Temporal-consistent CAMs for Weakly Supervised Video Segmentation in Waste Sorting
Andrea Marelli, Luca Magri, Federica Arrigoni, Giacomo Boracchi
TL;DR
The paper tackles weakly supervised video segmentation for industrial waste sorting by learning temporally coherent CAMs. It introduces a dual-camera before/after setup, background removal to reduce bias, and a reconstruction loss that aligns saliency maps across adjacent frames via optical-flow warping, incorporating spatial coherence from PuzzleCAM. The method yields state-of-the-art segmentation on SERUSO and demonstrates that enforcing temporal coherence during training significantly improves CAM quality and consistency, with favorable classification results when background is removed. Practically, this approach enables accurate, temporally stable segmentation without pixel-level annotations, offering a scalable solution for automated waste sorting and other industrial processes.
Abstract
In industrial settings, weakly supervised (WS) methods are usually preferred over their fully supervised (FS) counterparts as they do not require costly manual annotations.

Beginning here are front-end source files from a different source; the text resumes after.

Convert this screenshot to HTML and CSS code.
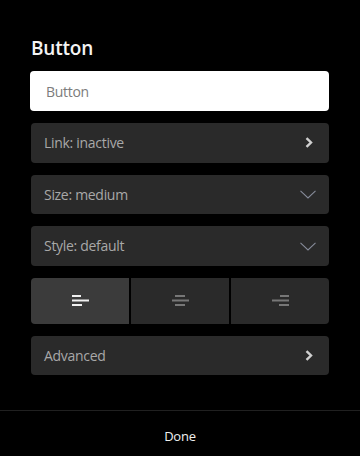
FILE: index.html
```html
<!DOCTYPE html>
<html>
<head>
<meta charset="utf-8">
<link rel="stylesheet" href="styles.css">
</head>
<body>
<div class="panel">
  <h1 class="title">Button</h1>
  <div class="input"><span class="placeholder">Button</span></div>
  <div class="row">
    <span class="label">Link: inactive</span>
    <svg class="chev-right" width="8" height="11" viewBox="0 0 8 11"><path d="M1.5 1.2 L6 5.5 L1.5 9.8" fill="none" stroke="#d0d0d0" stroke-width="2.4" stroke-linejoin="miter"/></svg>
  </div>
  <div class="row">
    <span class="label">Size: medium</span>
    <svg class="chev-down" width="16" height="9" viewBox="0 0 16 9"><path d="M0.5 0.8 L8 8 L15.5 0.8" fill="none" stroke="#868b99" stroke-width="1.1"/></svg>
  </div>
  <div class="row">
    <span class="label">Style: default</span>
    <svg class="chev-down" width="16" height="9" viewBox="0 0 16 9"><path d="M0.5 0.8 L8 8 L15.5 0.8" fill="none" stroke="#868b99" stroke-width="1.1"/></svg>
  </div>
  <div class="align-group">
    <div class="seg active">
      <svg width="17" height="11" viewBox="0 0 17 11"><rect x="0" y="0" width="9" height="2" fill="#f0f0f0"/><rect x="0" y="4.5" width="17" height="2" fill="#f0f0f0"/><rect x="0" y="9" width="10" height="2" fill="#f0f0f0"/></svg>
    </div>
    <div class="seg">
      <svg width="17" height="11" viewBox="0 0 17 11"><rect x="3" y="0" width="10" height="2" fill="#777"/><rect x="0" y="4.5" width="17" height="2" fill="#777"/><rect x="3" y="9" width="10" height="2" fill="#777"/></svg>
    </div>
    <div class="seg">
      <svg width="17" height="11" viewBox="0 0 17 11"><rect x="8" y="0" width="9" height="2" fill="#777"/><rect x="0" y="4.5" width="17" height="2" fill="#777"/><rect x="7" y="9" width="10" height="2" fill="#777"/></svg>
    </div>
  </div>
  <div class="row">
    <span class="label">Advanced</span>
    <svg class="chev-right" width="8" height="11" viewBox="0 0 8 11"><path d="M1.5 1.2 L6 5.5 L1.5 9.8" fill="none" stroke="#d0d0d0" stroke-width="2.4" stroke-linejoin="miter"/></svg>
  </div>
</div>
<div class="footer">Done</div>
</body>
</html>
```

FILE: styles.css
```css
html, body {
  margin: 0;
  padding: 0;
  background: #000;
  height: 456px;
  overflow: hidden;
}
body {
  font-family: "Open Sans", "Noto Sans", sans-serif;
  display: flex;
  flex-direction: column;
}
.panel {
  padding: 36px 31px 0 30px;
  display: flex;
  flex-direction: column;
  gap: 12px;
  height: 410px;
  flex: none;
  box-sizing: border-box;
}
.title {
  margin: 0 0 -1px 1px;
  font-size: 19px;
  font-weight: 600;
  line-height: 24px;
  color: #f4f4f4;
  letter-spacing: -0.2px;
}
.input {
  height: 40px;
  flex: none;
  background: #fff;
  border-radius: 4px;
  display: flex;
  align-items: center;
  padding-left: 16px;
}
.placeholder {
  font-size: 14px;
  color: #7c7c7c;
  letter-spacing: -0.3px;
}
.row {
  height: 39.5px;
  flex: none;
  margin-left: 1px;
  background: #2a2a2a;
  border-radius: 4px;
  display: flex;
  align-items: center;
  justify-content: space-between;
  padding: 0 13px;
}
.label {
  font-size: 14px;
  color: #a8a8a8;
  letter-spacing: -0.3px;
}
.chev-right {
  margin-right: 3px;
}
.chev-down {
  margin-top: 1px;
}
.align-group {
  height: 46px;
  flex: none;
  margin-left: 1px;
  display: grid;
  grid-template-columns: 1fr 1fr 1fr;
  gap: 2px;
  border-radius: 4px;
  overflow: hidden;
}
.seg {
  background: #2a2a2a;
  display: flex;
  align-items: center;
  justify-content: center;
}
.seg.active {
  background: #3b3b3b;
}
.footer {
  border-top: 1px solid #202020;
  height: 46px;
  box-sizing: border-box;
  display: flex;
  align-items: center;
  justify-content: center;
  padding-top: 4px;
  font-size: 13px;
  color: #f0f0f0;
  letter-spacing: -0.2px;
}
```
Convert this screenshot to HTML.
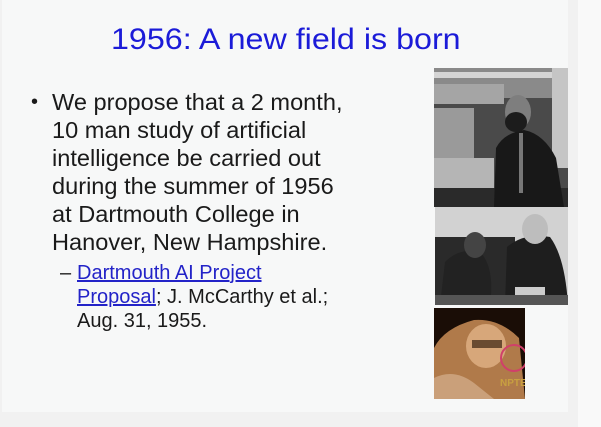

Unfortunately, the segmentation masks obtained in the WS regime are typically poor in terms of accuracy. In this work, we present a WS method capable of producing accurate masks for semantic segmentation in the case of video streams. More specifically, we build saliency maps that exploit the temporal coherence between consecutive frames in a video, promoting consistency when objects appear in different frames. We apply our method in a waste-sorting scenario, where we perform weakly supervised video segmentation (WSVS) by training an auxiliary classifier that distinguishes between videos recorded before and after a human operator, who manually removes specific wastes from a conveyor belt. The saliency maps of this classifier identify materials to be removed, and we modify the classifier training to minimize differences between the saliency map of a central frame and those in adjacent frames, after having compensated object displacement. Experiments on a real-world dataset demonstrate the benefits of integrating temporal coherence directly during the training phase of the classifier. Code and dataset are available upon request.